Neck Dissection to Treat Head and Neck Cancer
Neck dissection is usually recommended to remove cancer that has spread to the lymph nodes of the neck.
Cancers spread by dispersing through small channels, captured in lymph nodes that serve as filters. Cancer cells take up residence and grow within lymph nodes. Some cancer spread by invading blood vessels and spreading to other parts of the body. But most head and neck, thyroid, salivary gland, non-melanoma and melanoma skin cancers spread to nearby lymph nodes first, and spread to other areas of the body much later.
There are 300 or more lymph nodes in the neck, and hundreds more in the rest of the body. If cancer has spread to a lymph node to produce a lump in the neck, smaller pieces may also have spread to some of the other nearby lymph nodes as well. Removing only the obviously abnormal lymph node may not be enough.

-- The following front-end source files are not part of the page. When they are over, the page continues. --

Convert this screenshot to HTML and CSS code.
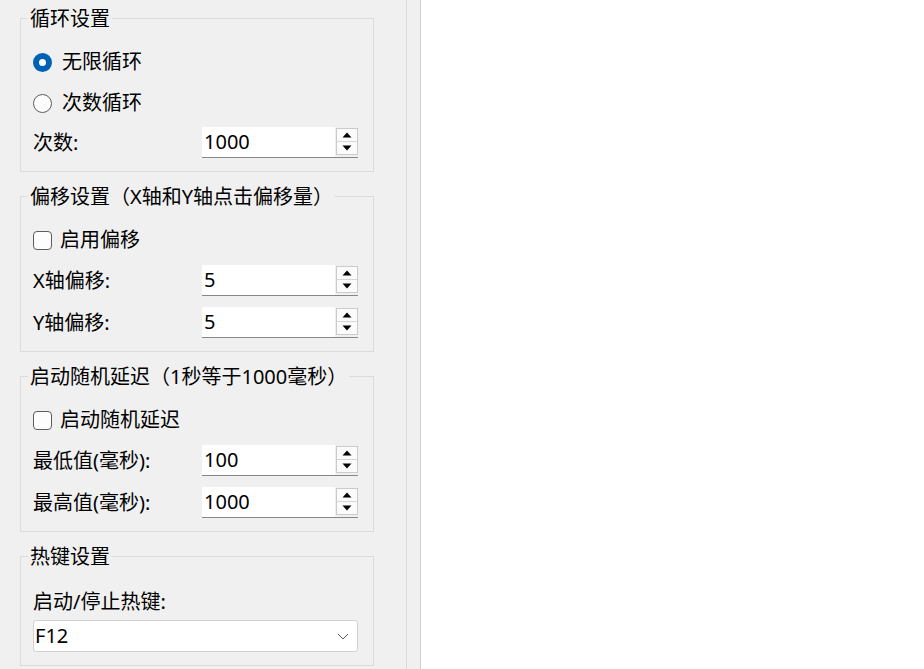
FILE: index.html
```html
<!DOCTYPE html>
<html lang="zh-CN">
<head>
<meta charset="utf-8">
<title>设置</title>
<link rel="stylesheet" href="styles.css">
</head>
<body>
<div class="panel">
  <fieldset class="group g1">
    <legend>循环设置</legend>
    <div class="rows">
      <div class="opt"><span class="radio checked"></span><span>无限循环</span></div>
      <div class="opt"><span class="radio"></span><span>次数循环</span></div>
      <div class="field">
        <span class="lbl">次数:</span>
        <div class="spin">
          <span class="val">1000</span>
          <span class="btns">
            <span class="btn"><svg width="10" height="6" viewBox="0 0 10 6"><path d="M0.5 5.5 L5 0.5 L9.5 5.5 Z" fill="#000"/></svg></span>
            <span class="btn"><svg width="10" height="6" viewBox="0 0 10 6"><path d="M0.5 0.5 L5 5.5 L9.5 0.5 Z" fill="#000"/></svg></span>
          </span>
        </div>
      </div>
    </div>
  </fieldset>

  <fieldset class="group g2">
    <legend>偏移设置（X轴和Y轴点击偏移量）</legend>
    <div class="rows">
      <div class="opt chk-row"><span class="check"></span><span>启用偏移</span></div>
      <div class="field">
        <span class="lbl">X轴偏移:</span>
        <div class="spin">
          <span class="val">5</span>
          <span class="btns">
            <span class="btn"><svg width="10" height="6" viewBox="0 0 10 6"><path d="M0.5 5.5 L5 0.5 L9.5 5.5 Z" fill="#000"/></svg></span>
            <span class="btn"><svg width="10" height="6" viewBox="0 0 10 6"><path d="M0.5 0.5 L5 5.5 L9.5 0.5 Z" fill="#000"/></svg></span>
          </span>
        </div>
      </div>
      <div class="field">
        <span class="lbl">Y轴偏移:</span>
        <div class="spin">
          <span class="val">5</span>
          <span class="btns">
            <span class="btn"><svg width="10" height="6" viewBox="0 0 10 6"><path d="M0.5 5.5 L5 0.5 L9.5 5.5 Z" fill="#000"/></svg></span>
            <span class="btn"><svg width="10" height="6" viewBox="0 0 10 6"><path d="M0.5 0.5 L5 5.5 L9.5 0.5 Z" fill="#000"/></svg></span>
          </span>
        </div>
      </div>
    </div>
  </fieldset>

  <fieldset class="group g2">
    <legend>启动随机延迟（1秒等于1000毫秒）</legend>
    <div class="rows">
      <div class="opt chk-row"><span class="check"></span><span>启动随机延迟</span></div>
      <div class="field">
        <span class="lbl">最低值(毫秒):</span>
        <div class="spin">
          <span class="val">100</span>
          <span class="btns">
            <span class="btn"><svg width="10" height="6" viewBox="0 0 10 6"><path d="M0.5 5.5 L5 0.5 L9.5 5.5 Z" fill="#000"/></svg></span>
            <span class="btn"><svg width="10" height="6" viewBox="0 0 10 6"><path d="M0.5 0.5 L5 5.5 L9.5 0.5 Z" fill="#000"/></svg></span>
          </span>
        </div>
      </div>
      <div class="field">
        <span class="lbl">最高值(毫秒):</span>
        <div class="spin">
          <span class="val">1000</span>
          <span class="btns">
            <span class="btn"><svg width="10" height="6" viewBox="0 0 10 6"><path d="M0.5 5.5 L5 0.5 L9.5 5.5 Z" fill="#000"/></svg></span>
            <span class="btn"><svg width="10" height="6" viewBox="0 0 10 6"><path d="M0.5 0.5 L5 5.5 L9.5 0.5 Z" fill="#000"/></svg></span>
          </span>
        </div>
      </div>
    </div>
  </fieldset>

  <fieldset class="group g4">
    <legend>热键设置</legend>
    <div class="hk-label">启动/停止热键:</div>
    <div class="combo">
      <span class="combo-val">F12</span>
      <svg class="chev" width="12" height="7" viewBox="0 0 12 7"><path d="M1 1 L6 6 L11 1" fill="none" stroke="#5f5f5f" stroke-width="1"/></svg>
    </div>
  </fieldset>
</div>
<div class="strip"></div>
<div class="main"></div>
</body>
</html>
```

FILE: styles.css
```css
html, body {
  margin: 0;
  padding: 0;
}
body {
  display: flex;
  height: 669px;
  overflow: hidden;
  background: #ffffff;
  font-family: "Noto Sans", "Noto Sans CJK SC", sans-serif;
  font-size: 20px;
  color: #000;
}
.panel {
  width: 407px;
  box-sizing: border-box;
  background: #f0f0f0;
  border-right: 1px solid #dadada;
  padding: 6px 0 0 20px;
  flex-shrink: 0;
}
.strip {
  width: 14px;
  box-sizing: border-box;
  background: #f0f0f0;
  border-right: 1px solid #cfcfcf;
  flex-shrink: 0;
}
.main {
  flex: 1;
  background: #fff;
}
.group {
  width: 354px;
  box-sizing: border-box;
  margin: 0 0 12px 0;
  border: 1px solid #dcdcdc;
  padding: 14px 15px 13px 12px;
  min-inline-size: 0;
}
.group legend {
  padding: 0 2px;
  margin-left: -5px;
  line-height: 25px;
  height: 25px;
  white-space: nowrap;
}
.rows {
  display: flex;
  flex-direction: column;
  gap: 10px;
}
.g2 .rows {
  gap: 11px;
}
.opt {
  display: flex;
  align-items: center;
  height: 31px;
  box-sizing: border-box;
  padding-top: 3px;
  line-height: 28px;
}
.radio {
  width: 19px;
  height: 19px;
  box-sizing: border-box;
  border-radius: 50%;
  border: 1px solid #5c5c5c;
  background: #fdfdfd;
  margin-right: 10px;
  flex-shrink: 0;
}
.radio.checked {
  border: 6.5px solid #0062b5;
  background: #ffffff;
}
.check {
  width: 19px;
  height: 19px;
  box-sizing: border-box;
  border: 1px solid #5c5c5c;
  border-radius: 4px;
  background: #fdfdfd;
  margin-right: 8px;
  flex-shrink: 0;
}
.field {
  display: grid;
  grid-template-columns: 169px 156px;
  align-items: center;
  height: 31px;
}
.lbl {
  line-height: 31px;
  white-space: nowrap;
}
.spin {
  display: flex;
  height: 31px;
  box-sizing: border-box;
  border-bottom: 1px solid #878787;
}
.val {
  width: 133px;
  background: #ffffff;
  padding-left: 2px;
  box-sizing: border-box;
  line-height: 30px;
  height: 30px;
}
.btns {
  display: flex;
  flex-direction: column;
  width: 22px;
  height: 27px;
  margin: 1px 0 0 1px;
  box-sizing: border-box;
  border: 1px solid #cbcbcb;
  background: #fbfbfb;
}
.btn {
  flex: 1;
  display: flex;
  align-items: center;
  justify-content: center;
}
.btn + .btn {
  border-top: 1px solid #d6d6d6;
}
.btn svg {
  display: block;
}
.hk-label {
  line-height: 37px;
  height: 37px;
  white-space: nowrap;
}
.combo {
  display: flex;
  align-items: center;
  justify-content: space-between;
  height: 32px;
  box-sizing: border-box;
  border: 1px solid #d2d2d2;
  border-radius: 3px;
  background: #ffffff;
  padding: 0 8px 0 1px;
}
.combo-val {
  line-height: 30px;
}
.chev {
  display: block;
}
```
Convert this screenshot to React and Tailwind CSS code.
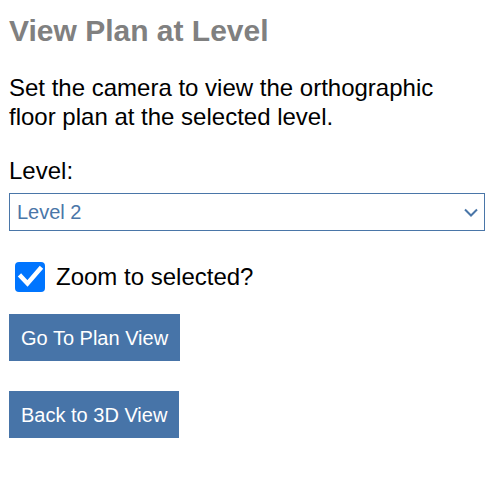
import React from "react";

const Chevron = () => (
  <svg width="14" height="9" viewBox="0 0 14 9" fill="none">
    <path d="M1 1.5 L7 7.5 L13 1.5" stroke="#4a76a8" strokeWidth="2" />
  </svg>
);

const CheckBox = () => (
  <div className="w-[30px] h-[30px] rounded-[4px] bg-[#0075ff] flex items-center justify-center shrink-0">
    <svg width="30" height="30" viewBox="0 0 30 30" fill="none">
      <path d="M6 14.5 L12.5 21.5 L25 7" stroke="white" strokeWidth="4.5" strokeLinecap="square" />
    </svg>
  </div>
);

const App = () => {
  return (
    <div className="pl-[9px] pr-[14px] font-['Liberation_Sans',Arial,sans-serif] text-black bg-white">
      <h2 className="pt-[13px] text-[30px] leading-[36px] font-bold text-[#808080]">View Plan at Level</h2>
      <p className="mt-[24px] text-[24px] leading-[29px]">
        Set the camera to view the orthographic floor plan at the selected level.
      </p>
      <div className="mt-[26px] text-[24px] leading-[28px]">Level:</div>
      <div className="mt-[8px] h-[38px] border border-[#4a76a8] flex items-center justify-between pl-[7px] pr-[6px] text-[20px] text-[#4a76a8]">
        <span>Level 2</span>
        <Chevron />
      </div>
      <label className="mt-[31px] ml-[6px] flex items-center gap-[11px] text-[24px] leading-[28px]">
        <CheckBox />
        <span>Zoom to selected?</span>
      </label>
      <div className="mt-[22px] flex flex-col items-start gap-[30px]">
        <button className="h-[47px] px-3 bg-[#4774a8] text-white text-[20px]">Go To Plan View</button>
        <button className="h-[47px] px-3 bg-[#4774a8] text-white text-[20px]">Back to 3D View</button>
      </div>
    </div>
  );
};

export default App;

When surgeons began to perform neck dissections in a standardized fashion initially described by George Crile, patients began to survive their cancers. It was a major advance, and remained the standard of care for decades.
However, the routine sacrifice of important nerves and muscles caused limitations in movement of the shoulder, pain and a cosmetic deformity. Over time, technical advances in surgery and a better understanding of how cancers spread lead to less radical operations. It is now often possible to remove a cancer through small, well-hidden incisions. A routine home exercise program is recommended at Fox Chase Cancer Center and has resulted in patients experiencing excellent function.
Today, it is relatively uncommon to have diminished function or cosmetic deformities after neck dissection.